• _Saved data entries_
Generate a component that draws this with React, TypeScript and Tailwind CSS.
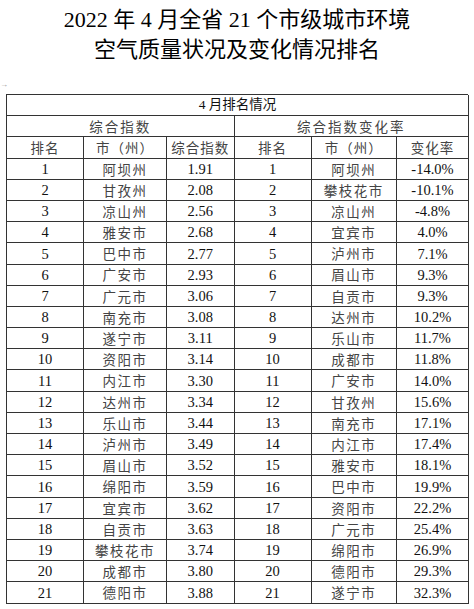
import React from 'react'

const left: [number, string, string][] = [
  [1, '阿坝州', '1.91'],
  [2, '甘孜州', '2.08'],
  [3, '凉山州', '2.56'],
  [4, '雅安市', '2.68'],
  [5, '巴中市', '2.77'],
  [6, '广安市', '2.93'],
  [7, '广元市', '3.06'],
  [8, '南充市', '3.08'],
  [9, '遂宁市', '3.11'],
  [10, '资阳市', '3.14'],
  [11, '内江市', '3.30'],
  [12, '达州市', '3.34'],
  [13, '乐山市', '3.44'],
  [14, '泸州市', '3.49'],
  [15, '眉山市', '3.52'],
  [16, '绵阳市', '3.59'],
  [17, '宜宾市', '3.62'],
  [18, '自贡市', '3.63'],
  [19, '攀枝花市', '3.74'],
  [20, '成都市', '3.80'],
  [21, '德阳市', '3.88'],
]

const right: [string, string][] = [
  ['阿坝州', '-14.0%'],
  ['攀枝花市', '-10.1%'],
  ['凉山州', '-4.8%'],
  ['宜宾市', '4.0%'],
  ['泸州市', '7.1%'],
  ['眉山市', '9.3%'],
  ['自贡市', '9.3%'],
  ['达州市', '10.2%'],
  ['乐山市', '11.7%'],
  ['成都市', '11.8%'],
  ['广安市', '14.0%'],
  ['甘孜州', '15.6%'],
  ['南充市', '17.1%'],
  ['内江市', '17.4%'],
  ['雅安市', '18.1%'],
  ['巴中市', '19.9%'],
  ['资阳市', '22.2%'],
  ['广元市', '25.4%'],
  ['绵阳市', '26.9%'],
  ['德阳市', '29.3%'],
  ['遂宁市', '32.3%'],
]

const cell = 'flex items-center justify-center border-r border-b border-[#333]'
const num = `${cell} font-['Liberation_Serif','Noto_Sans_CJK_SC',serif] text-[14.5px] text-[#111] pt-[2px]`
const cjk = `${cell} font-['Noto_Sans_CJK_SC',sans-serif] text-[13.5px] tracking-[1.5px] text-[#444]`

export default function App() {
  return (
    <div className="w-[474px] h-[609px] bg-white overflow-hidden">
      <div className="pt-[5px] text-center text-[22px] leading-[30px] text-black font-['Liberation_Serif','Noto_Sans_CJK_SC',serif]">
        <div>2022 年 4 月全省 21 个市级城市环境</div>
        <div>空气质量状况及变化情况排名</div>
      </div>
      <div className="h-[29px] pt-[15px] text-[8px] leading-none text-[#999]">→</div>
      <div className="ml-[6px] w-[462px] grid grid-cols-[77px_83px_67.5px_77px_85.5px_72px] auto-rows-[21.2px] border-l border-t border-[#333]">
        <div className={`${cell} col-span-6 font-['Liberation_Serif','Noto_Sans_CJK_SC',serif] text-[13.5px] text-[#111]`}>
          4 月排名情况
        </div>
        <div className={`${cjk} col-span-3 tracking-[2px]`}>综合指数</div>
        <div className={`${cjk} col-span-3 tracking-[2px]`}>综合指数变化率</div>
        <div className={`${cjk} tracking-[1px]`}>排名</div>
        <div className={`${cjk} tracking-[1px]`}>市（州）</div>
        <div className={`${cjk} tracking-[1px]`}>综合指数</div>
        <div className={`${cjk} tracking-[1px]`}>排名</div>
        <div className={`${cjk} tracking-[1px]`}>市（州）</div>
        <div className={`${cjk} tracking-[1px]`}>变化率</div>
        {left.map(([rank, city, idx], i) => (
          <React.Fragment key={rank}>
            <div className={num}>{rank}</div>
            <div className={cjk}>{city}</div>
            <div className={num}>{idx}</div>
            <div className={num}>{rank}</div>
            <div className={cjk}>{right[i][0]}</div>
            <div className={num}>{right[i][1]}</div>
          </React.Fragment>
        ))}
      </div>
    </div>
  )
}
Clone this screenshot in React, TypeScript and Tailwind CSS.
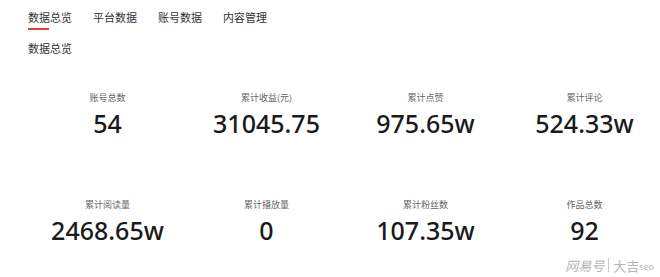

• _GIVEN EXERCISE_
Extract all the entries word for word; omit any pictures.

• _TASK RESPONSE_
Generate a component that draws this with React, TypeScript and Tailwind CSS.
import React from 'react'

const left: [number, string, string][] = [
  [1, '阿坝州', '1.91'],
  [2, '甘孜州', '2.08'],
  [3, '凉山州', '2.56'],
  [4, '雅安市', '2.68'],
  [5, '巴中市', '2.77'],
  [6, '广安市', '2.93'],
  [7, '广元市', '3.06'],
  [8, '南充市', '3.08'],
  [9, '遂宁市', '3.11'],
  [10, '资阳市', '3.14'],
  [11, '内江市', '3.30'],
  [12, '达州市', '3.34'],
  [13, '乐山市', '3.44'],
  [14, '泸州市', '3.49'],
  [15, '眉山市', '3.52'],
  [16, '绵阳市', '3.59'],
  [17, '宜宾市', '3.62'],
  [18, '自贡市', '3.63'],
  [19, '攀枝花市', '3.74'],
  [20, '成都市', '3.80'],
  [21, '德阳市', '3.88'],
]

const right: [string, string][] = [
  ['阿坝州', '-14.0%'],
  ['攀枝花市', '-10.1%'],
  ['凉山州', '-4.8%'],
  ['宜宾市', '4.0%'],
  ['泸州市', '7.1%'],
  ['眉山市', '9.3%'],
  ['自贡市', '9.3%'],
  ['达州市', '10.2%'],
  ['乐山市', '11.7%'],
  ['成都市', '11.8%'],
  ['广安市', '14.0%'],
  ['甘孜州', '15.6%'],
  ['南充市', '17.1%'],
  ['内江市', '17.4%'],
  ['雅安市', '18.1%'],
  ['巴中市', '19.9%'],
  ['资阳市', '22.2%'],
  ['广元市', '25.4%'],
  ['绵阳市', '26.9%'],
  ['德阳市', '29.3%'],
  ['遂宁市', '32.3%'],
]

const cell = 'flex items-center justify-center border-r border-b border-[#333]'
const num = `${cell} font-['Liberation_Serif','Noto_Sans_CJK_SC',serif] text-[14.5px] text-[#111] pt-[2px]`
const cjk = `${cell} font-['Noto_Sans_CJK_SC',sans-serif] text-[13.5px] tracking-[1.5px] text-[#444]`

export default function App() {
  return (
    <div className="w-[474px] h-[609px] bg-white overflow-hidden">
      <div className="pt-[5px] text-center text-[22px] leading-[30px] text-black font-['Liberation_Serif','Noto_Sans_CJK_SC',serif]">
        <div>2022 年 4 月全省 21 个市级城市环境</div>
        <div>空气质量状况及变化情况排名</div>
      </div>
      <div className="h-[29px] pt-[15px] text-[8px] leading-none text-[#999]">→</div>
      <div className="ml-[6px] w-[462px] grid grid-cols-[77px_83px_67.5px_77px_85.5px_72px] auto-rows-[21.2px] border-l border-t border-[#333]">
        <div className={`${cell} col-span-6 font-['Liberation_Serif','Noto_Sans_CJK_SC',serif] text-[13.5px] text-[#111]`}>
          4 月排名情况
        </div>
        <div className={`${cjk} col-span-3 tracking-[2px]`}>综合指数</div>
        <div className={`${cjk} col-span-3 tracking-[2px]`}>综合指数变化率</div>
        <div className={`${cjk} tracking-[1px]`}>排名</div>
        <div className={`${cjk} tracking-[1px]`}>市（州）</div>
        <div className={`${cjk} tracking-[1px]`}>综合指数</div>
        <div className={`${cjk} tracking-[1px]`}>排名</div>
        <div className={`${cjk} tracking-[1px]`}>市（州）</div>
        <div className={`${cjk} tracking-[1px]`}>变化率</div>
        {left.map(([rank, city, idx], i) => (
          <React.Fragment key={rank}>
            <div className={num}>{rank}</div>
            <div className={cjk}>{city}</div>
            <div className={num}>{idx}</div>
            <div className={num}>{rank}</div>
            <div className={cjk}>{right[i][0]}</div>
            <div className={num}>{right[i][1]}</div>
          </React.Fragment>
        ))}
      </div>
    </div>
  )
}
Clone this screenshot in React, TypeScript and Tailwind CSS.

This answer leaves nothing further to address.